Correct. However the difference (in good systems like AX and DTA) is far smaller than a good shooter could observe or be affected by. In other words, this difference does not cross from the realm of theory to the real world (where the rifle itself prints inside 0.5 MOA, not inside 0.01 MOA), and does not affect the
practical accuracy (as observed and reported by good shooters here on SH).
I haven't seen you shoot, but it is unlikely that in this life you'd outshoot either AX or DTA accuracy-wise, switch-barrel or not. On the other hand, if a sub-half-MOA switch barrel isn't accurate enough for you - by all means go buy or build a more precise rifle that's not a switch barrel system.
The total cost for the chassis with two different barrels really isn't that much less than 2 rifles.

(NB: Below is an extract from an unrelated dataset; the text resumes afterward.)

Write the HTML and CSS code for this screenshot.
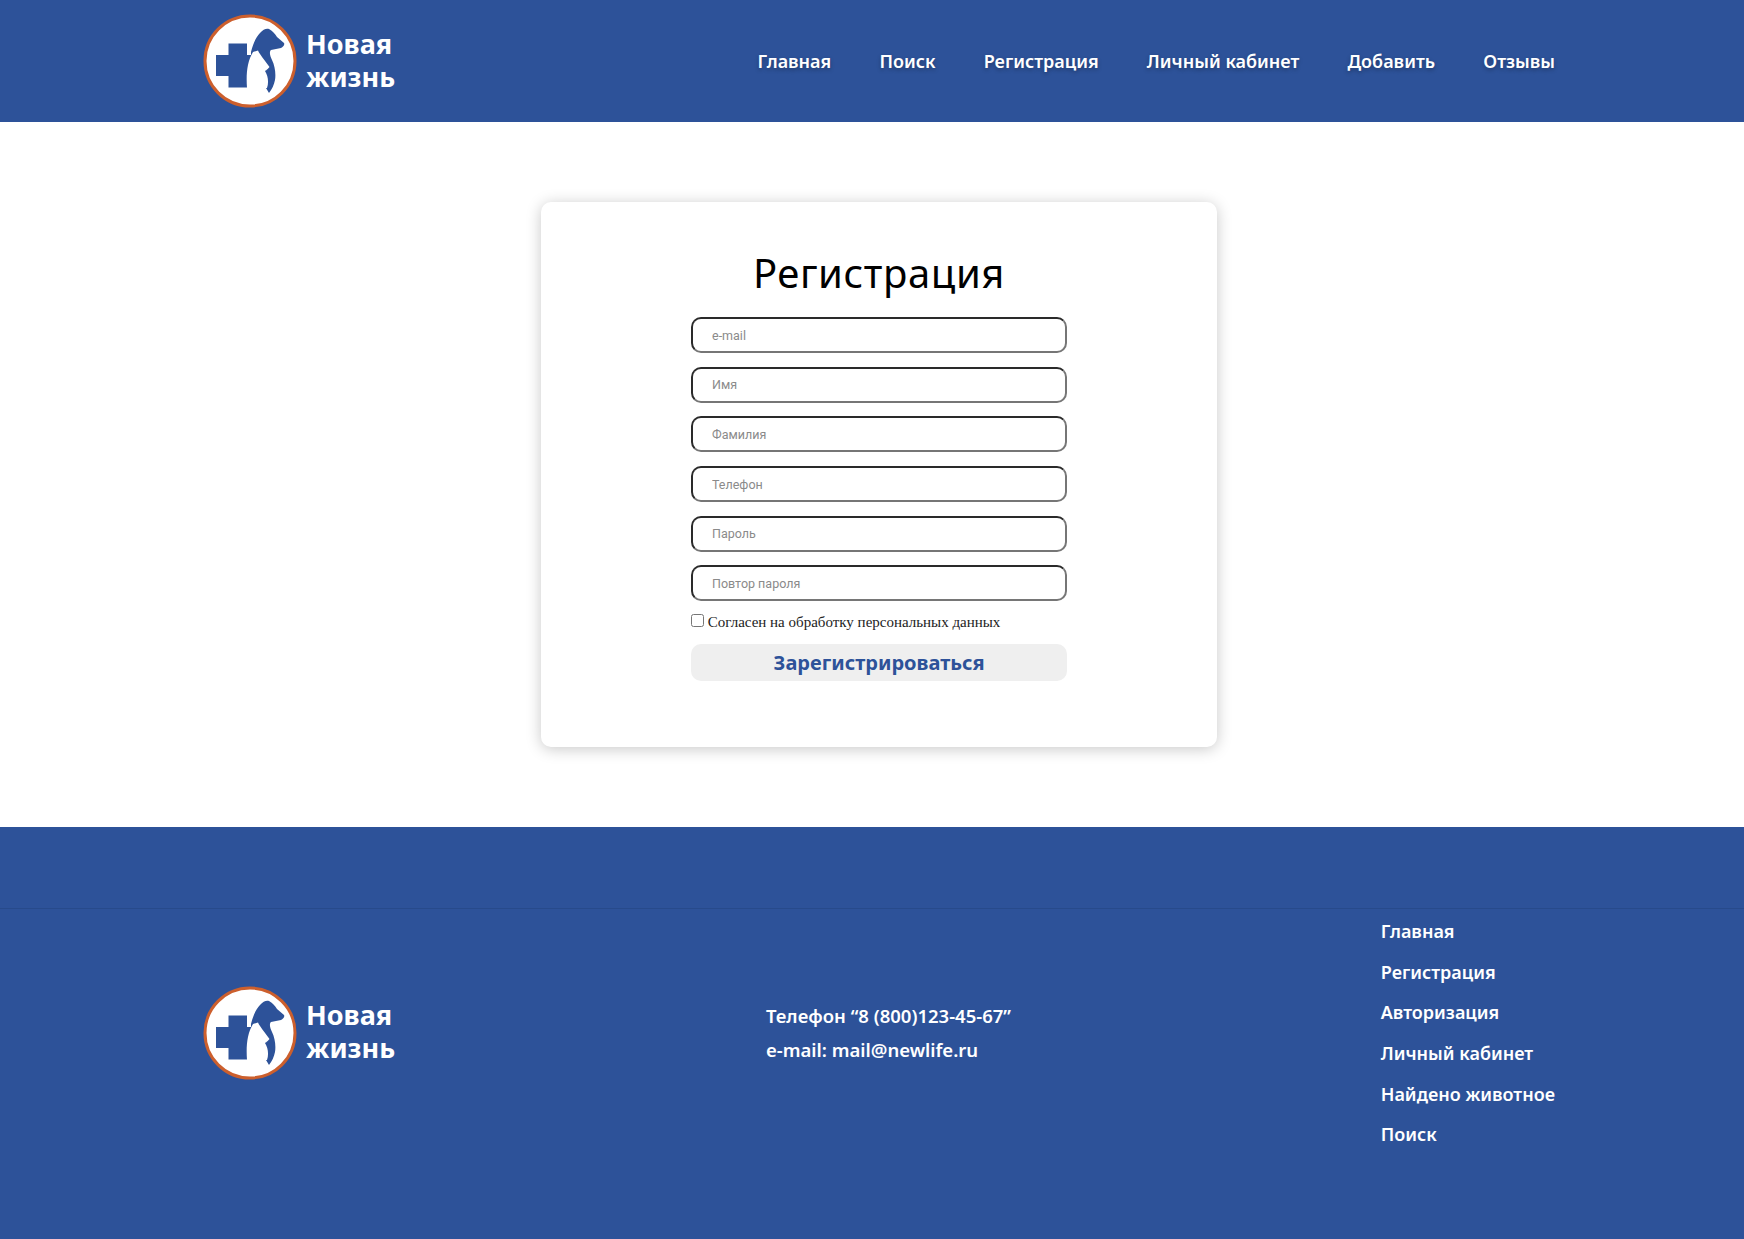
FILE: index.html
```html
<!DOCTYPE html>
<html lang="ru">
    <head>
        <meta charset="utf-8">
        <title>Новая жизнь: Регистрация</title>
        <link rel="stylesheet" href="styles.css">
    </head>
    <body>
        <header class="top">
            <a class="logo" href="#">
                <svg class="logo-icon" viewBox="0 0 94 94">
                    <circle cx="47" cy="47" r="45" fill="#fff" stroke="#cc5f2d" stroke-width="3"/>
                    <path d="M25.500 29.500H44V41H52V62H44V73.500H25.500V62H13V41H25.500Z" fill="#2d5299"/>
                    <path d="M48 38C50 30 53 23 57 19C60 15 64 14 66 15C70 17 72 20 74 23L81 29C82 31 80 33 78 34L68 36C66 38 67 42 69 46C72 52 73 60 72 66C71 71 69 75 66 79C64 76 62 72 60 68L48 50Z" fill="#2d5299"/>
                    <path d="M44 74C43 60 44 48 50 38L55 36.500C57 41 61 45 66.500 53C64 56 62 57 62 57C65 62 66 68 64 74Z" fill="#fff"/>
                </svg>
                <span class="logo-text">Новая<br>жизнь</span>
            </a>
            <nav class="menu">
                <a href="#">Главная</a>
                <a href="#">Поиск</a>
                <a href="#">Регистрация</a>
                <a href="#">Личный кабинет</a>
                <a href="#">Добавить</a>
                <a href="#">Отзывы</a>
            </nav>
        </header>

        <main class="content">
            <form class="card">
                <h1>Регистрация</h1>
                <input type="text" placeholder="e-mail">
                <input type="text" placeholder="Имя">
                <input type="text" placeholder="Фамилия">
                <input type="text" placeholder="Телефон">
                <input type="password" placeholder="Пароль">
                <input type="password" placeholder="Повтор пароля">
                <label class="agree"><input type="checkbox"> Согласен на обработку персональных данных</label>
                <button type="button">Зарегистрироваться</button>
            </form>
        </main>

        <footer class="bottom">
            <div class="bottom-row">
                <a class="logo" href="#">
                    <svg class="logo-icon" viewBox="0 0 94 94">
                        <circle cx="47" cy="47" r="45" fill="#fff" stroke="#cc5f2d" stroke-width="3"/>
                        <path d="M25.500 29.500H44V41H52V62H44V73.500H25.500V62H13V41H25.500Z" fill="#2d5299"/>
                        <path d="M48 38C50 30 53 23 57 19C60 15 64 14 66 15C70 17 72 20 74 23L81 29C82 31 80 33 78 34L68 36C66 38 67 42 69 46C72 52 73 60 72 66C71 71 69 75 66 79C64 76 62 72 60 68L48 50Z" fill="#2d5299"/>
                        <path d="M44 74C43 60 44 48 50 38L55 36.500C57 41 61 45 66.500 53C64 56 62 57 62 57C65 62 66 68 64 74Z" fill="#fff"/>
                    </svg>
                    <span class="logo-text">Новая<br>жизнь</span>
                </a>
                <div class="contacts">
                    <p>Телефон “8 (800)123-45-67”</p>
                    <p>e-mail: mail@newlife.ru</p>
                </div>
                <nav class="bottom-menu">
                    <a href="#">Главная</a>
                    <a href="#">Регистрация</a>
                    <a href="#">Авторизация</a>
                    <a href="#">Личный кабинет</a>
                    <a href="#">Найдено животное</a>
                    <a href="#">Поиск</a>
                </nav>
            </div>
        </footer>
    </body>
</html>
```

FILE: styles.css
```css
body {
    margin: 0;
    font-family: "Noto Sans", sans-serif;
    color: #000;
    background: #fff;
}

a {
    color: #fff;
    text-decoration: none;
}

/* shared logo */
.logo {
    display: flex;
    align-items: center;
    gap: 9px;
}

.logo-icon {
    width: 94px;
    height: 94px;
    flex: none;
}

.logo-text {
    font-size: 27px;
    font-weight: 700;
    line-height: 33px;
    padding-bottom: 3px;
}

/* header */
.top {
    height: 122px;
    box-sizing: border-box;
    padding: 0 189px 0 203px;
    display: flex;
    align-items: center;
    justify-content: space-between;
    background: #2d5299;
}

.menu {
    display: flex;
    gap: 48.2px;
}

.menu a {
    font-size: 18px;
    font-weight: 600;
    text-shadow: 0 2px 4px rgba(0,0,0,.3);
}

/* form */
.content {
    height: 705px;
    padding: 80px 0 0 14px;
    box-sizing: border-box;
}

.card {
    width: 676px;
    height: 545px;
    box-sizing: border-box;
    margin: 0 auto;
    padding: 45px 150px 0;
    display: flex;
    flex-direction: column;
    background: #fff;
    border-radius: 10px;
    box-shadow: 0 2px 15px rgba(0,0,0,.22);
}

.card h1 {
    margin: 0 0 18px;
    font-size: 40px;
    font-weight: 400;
    line-height: 52px;
    letter-spacing: .6px;
    text-align: center;
}

.card input[type=text],
.card input[type=password] {
    height: 36px;
    box-sizing: border-box;
    margin-bottom: 13.7px;
    padding: 0 19px;
    font-family: Roboto, sans-serif;
    font-size: 12.5px;
    border: 2px solid;
    border-color: #2a2a2a #767676 #767676 #2a2a2a;
    border-radius: 10px;
}

.card input::placeholder {
    color: #8a8a8a;
}

.agree {
    margin-top: -2px;
    font-family: "Liberation Serif", serif;
    font-size: 15px;
    line-height: 18px;
    color: #222;
}

.agree input {
    margin: 0;
    width: 13px;
    height: 13px;
}

.card button {
    height: 37px;
    margin-top: 13px;
    font-family: "Noto Sans", sans-serif;
    font-size: 20px;
    font-weight: 700;
    color: #2d5299;
    background: #efefef;
    border: 0;
    border-radius: 10px;
}

/* footer */
.bottom {
    height: 412px;
    box-sizing: border-box;
    padding-top: 81px;
    background: #2d5299;
}

.bottom-row {
    padding: 0 189px 0 203px;
    display: grid;
    grid-template-columns: 563px 1fr auto;
    align-items: center;
    border-top: 1px solid #274a8b;
}

.bottom-row .logo,
.contacts {
    padding-top: 10px;
}

.contacts p {
    margin: 0 0 14px;
    font-size: 18.5px;
    font-weight: 600;
    line-height: 20px;
    color: #fff;
}

.contacts p:last-child {
    margin-bottom: 0;
}

.bottom-menu {
    display: flex;
    flex-direction: column;
    gap: 16.7px;
    padding-top: 10px;
}

.bottom-menu a {
    font-size: 18px;
    font-weight: 600;
    line-height: 24px;
}
```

Depends on the rifles. Do they have to be reliable and able to function in tough environments, like AX? If so, it would cost you extra. I seem to recall you asking about AR-30 in 338LM, and got back the cost of TRG42 around $3500, AWSM around $4000-$5000, AX 338 around $6850... Now double or triple this, and tell me that one chassis and two or three barrels "aren't much less" than $8000-$15000 (two or three systems). And we haven't addressed the scope issue yet - how many scopes are you planning to put on your multiple rifles, and how much would each of them cost? If your goal is "exacting accuracy" you can't settle for a cheap junk-scope, and good glass costs an arm and a leg, as I'm sure you know. If you plan to move one good scope between the rifles and re-zero (for your own logic assures/asserts that nothing can maintain its zero when moved
), then why is it any better than the absolute worst case with switch barrel (when for whatever reason you have to re-zero)?
In any case, to each his own. If you'd rather deal with several rifles each in its own caliber, and think it wouldn't cost much more dough that way - it suits me just fine. Go for it. Here's another advantage of keeping multiple rifles: you can lend one to your neighbor and still have something to shoot with.

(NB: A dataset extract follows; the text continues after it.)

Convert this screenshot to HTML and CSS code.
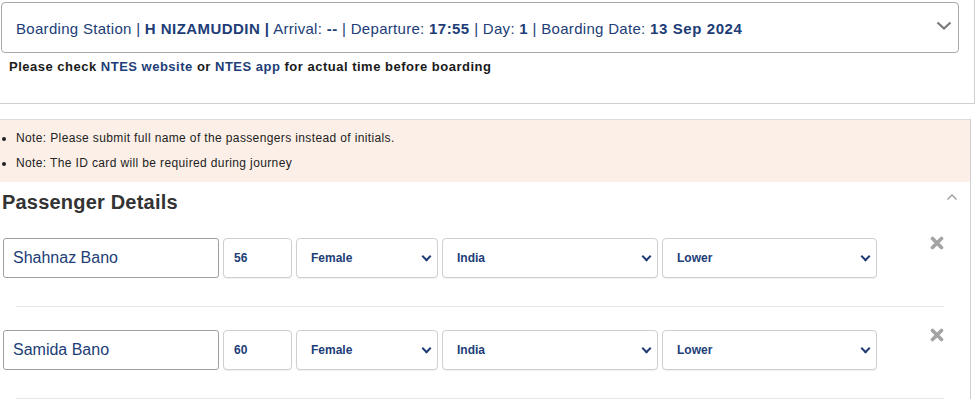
FILE: index.html
```html
<!DOCTYPE html>
<html>
<head>
<meta charset="utf-8">
<link rel="stylesheet" href="styles.css">
</head>
<body>
<div class="top">
  <div class="station-box">
    <div class="station-text">Boarding Station | <b>H NIZAMUDDIN |</b> Arrival: <b>--</b> | Departure: <b>17:55</b> | Day: <b>1</b> | Boarding Date: <b class="date">13 Sep 2024</b></div>
    <svg class="chev-down" width="16" height="10" viewBox="0 0 16 10"><path d="M1.5 1.5 L8 7.5 L14.5 1.5" fill="none" stroke="#7a7a7a" stroke-width="2.2"/></svg>
  </div>
  <div class="ntes">Please check <span class="link">NTES website</span> or <span class="link">NTES app</span> for actual time before boarding</div>
</div>

<div class="lower">
  <ul class="notes">
    <li>Note: Please submit full name of the passengers instead of initials.</li>
    <li>Note: The ID card will be required during journey</li>
  </ul>

  <div class="pd-head">
    <h2>Passenger Details</h2>
    <svg class="chev-up" width="12" height="8" viewBox="0 0 12 8"><path d="M1.5 6.5 L6 2 L10.5 6.5" fill="none" stroke="#9a9a9a" stroke-width="1.4"/></svg>
  </div>

  <div class="passenger">
    <div class="row">
      <input class="field name" value="Shahnaz Bano">
      <input class="field age" value="56">
      <div class="sel gender"><select class="field"><option>Female</option></select></div>
      <div class="sel nation"><select class="field"><option>India</option></select></div>
      <div class="sel berth"><select class="field"><option>Lower</option></select></div>
      <svg class="remove" width="14" height="14" viewBox="0 0 14 14"><path d="M2.5 2.5 L11.5 11.5 M11.5 2.5 L2.5 11.5" stroke="#a3a3a3" stroke-width="3.6" stroke-linecap="round"/></svg>
    </div>
    <div class="sep"></div>
  </div>

  <div class="passenger">
    <div class="row">
      <input class="field name" value="Samida Bano">
      <input class="field age" value="60">
      <div class="sel gender"><select class="field"><option>Female</option></select></div>
      <div class="sel nation"><select class="field"><option>India</option></select></div>
      <div class="sel berth"><select class="field"><option>Lower</option></select></div>
      <svg class="remove" width="14" height="14" viewBox="0 0 14 14"><path d="M2.5 2.5 L11.5 11.5 M11.5 2.5 L2.5 11.5" stroke="#a3a3a3" stroke-width="3.6" stroke-linecap="round"/></svg>
    </div>
    <div class="sep"></div>
  </div>
</div>
</body>
</html>
```
FILE: styles.css
```css
* { box-sizing: border-box; }
body {
  margin: 0;
  font-family: "Liberation Sans", Arial, sans-serif;
  background: #fff;
  color: #222;
}
.top {
  width: 975px;
  height: 104px;
  padding: 2px 15px 0 1px;
  border-right: 1px solid #cfcfcf;
  border-bottom: 1px solid #cfcfcf;
}
.station-box {
  height: 51px;
  border: 1px solid #a8a8a8;
  border-radius: 4px;
  display: flex;
  align-items: center;
  justify-content: space-between;
  padding: 0 6px 0 14px;
}
.station-text {
  font-size: 15px;
  letter-spacing: 0.3px;
  color: #213d77;
  padding-top: 1px;
}
.station-text b { font-weight: bold; letter-spacing: 0.45px; }
.station-text .date { letter-spacing: 0.6px; }
.chev-down { margin-top: -3px; }
.ntes {
  margin-top: 6px;
  padding-left: 8px;
  font-size: 13px;
  font-weight: bold;
  color: #1a1a1a;
  letter-spacing: 0.5px;
}
.ntes .link { color: #213d77; }

.lower {
  width: 971px;
  margin-top: 15px;
  border-right: 1px solid #cfcfcf;
}
.notes {
  margin: 0;
  padding: 6px 0 6px 16px;
  background: #fcefe7;
  border-top: 1px solid #dcdcdc;
  font-size: 12px;
  letter-spacing: 0.37px;
  color: #222;
}
.notes li {
  line-height: 25px;
}
.pd-head {
  display: flex;
  align-items: flex-start;
  justify-content: space-between;
  padding: 9px 12px 0 2px;
}
.pd-head h2 {
  margin: 0;
  font-size: 20px;
  line-height: 22px;
  letter-spacing: 0.2px;
  font-weight: bold;
  color: #333;
}
.chev-up { margin-top: 2px; }

.passenger { padding-top: 25px; }
.passenger + .passenger { padding-top: 23px; }
.row {
  display: flex;
  align-items: flex-start;
  gap: 4px;
  padding-left: 3px;
}
.field {
  height: 40px;
  border: 1px solid #cfcfcf;
  border-radius: 4px;
  background: #fff;
  color: #213d77;
  font-family: "Liberation Sans", Arial, sans-serif;
  font-size: 12px;
  font-weight: bold;
  box-shadow: 0 1px 1px rgba(0,0,0,0.06);
  outline: none;
}
.field.name {
  width: 216px;
  border-color: #a0a0a0;
  border-radius: 3px;
  font-size: 16px;
  font-weight: normal;
  padding: 0 9px;
  box-shadow: none;
}
.field.age {
  width: 69px;
  padding: 0 10px;
}
.sel { position: relative; }
.sel select {
  -webkit-appearance: none;
  appearance: none;
  width: 100%;
  padding: 0 14px;
}
.sel::after {
  content: "";
  position: absolute;
  right: 8px;
  top: 15px;
  width: 5px;
  height: 5px;
  border: solid #213d77;
  border-width: 0 2.5px 2.5px 0;
  transform: rotate(45deg);
  pointer-events: none;
}
.gender { width: 142px; }
.nation { width: 216px; }
.berth { width: 215px; }
.remove {
  margin-left: 49px;
  margin-top: -2px;
}
.sep {
  margin: 28px 26px 0 16px;
  border-top: 1px solid #e8e8e8;
}
```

Its a neat gadget, but doesn't lend itself to the reason I buy a rifle - extreme, exacting repeatable accuracy on the spot.
"Extreme, exacting, repeatable accuracy on the spot" is exactly what I am getting from my DTA. I concede that switch barrel or not - I cannot outshoot it.

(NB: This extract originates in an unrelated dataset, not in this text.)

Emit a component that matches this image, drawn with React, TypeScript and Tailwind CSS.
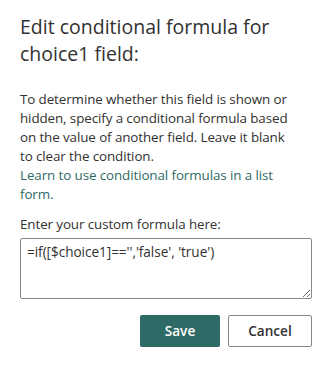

But you convinced me - you don't need a switch barrel rifle. Go and buy a set of individual chassis for each caliber and barrel length you want to use.
My intended application would be 6.5CM (out to 1000, zeroed at 200) and 338 ( out to 1 mile, zeroed at 500)
My ballistic calculator says at 500 there's over 5" difference in drop btwn the 338 and 6.5CM. At 1000, its 2 feet. Knowing me, I'd forget which barrel I got the scope dialed for, and being 5" to 2 feet off is too much for me. I'm a simple man...
In that case absolutely stay away from switch barrel systems, they are bound to be too complicated for you.
I shudder to think what it must take to keep track of the dope for each load in each caliber for each rifle.
Of course for those of us who thrive on difficulties, scope adjustment is a part of the caliber switch procedure: replace the bolt, replace the barrel, re-torque the holding screws, adjust the scope for the new caliber. Like a checklist: a new barrel gets in - the scope gets adjusted, right then and there.